Open Source Show Hn: Vibe Coding A Bookshelf With Claude Code
I own more books than I can read. Not in a charming, aspirational way, but in the practical sense that at some point I stopped knowing what I owned. Somewhere around 500 books, memory stopped being a reliable catalog.
For years, I told myself I would fix this. Nothing elaborate, nothing worthy of a startup idea. A spreadsheet would have been enough. I never did it, not because it was hard, but because it was tedious.
The gap between intention and execution was small, but it was enough to keep the project permanently parked in the someday pile.
By the end of 2025, I had been working with AI agents long enough that this kind of project finally felt possible. Not because they made things more impressive, but because they removed the part I always stalled on. Execution.
The bookshelf project is where I clearly understood what my role becomes once execution stops being the bottleneck.
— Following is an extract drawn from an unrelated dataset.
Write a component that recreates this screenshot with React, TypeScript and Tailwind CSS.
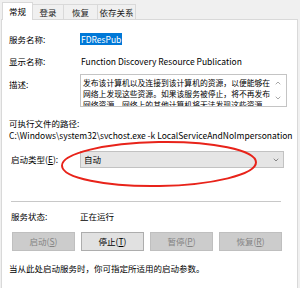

I tried the obvious tools first. ISBN scanner apps failed on Romanian editions, and Goodreads could not identify obscure publishers or antiquarian finds. Anything even slightly nonstandard came back incomplete or wrong. Partial data felt worse than no data at all, so every attempt ended the same way: a few entries filled in, followed by abandonment.
What I needed was not a better app, but a way to tolerate imperfection without the whole system falling apart.
Every project starts with bad data, and this one started with worse data. One afternoon, I photographed every book I own: spines, covers, duplicates, and the occasional blurry thumb. Four hundred and seventy photos in total. Once the images were on my laptop, I opened Claude.
The first steps were mechanical. Renaming files. Converting HEIC to JPG. Then I asked for something real: a script that sends each image to OpenAI's vision API, extracts author, title, and publisher, normalizes names, resizes images to avoid wasting tokens, and writes everything to a JSON file.
Claude wrote the script and ran it. It worked. Not perfectly, but well enough to matter.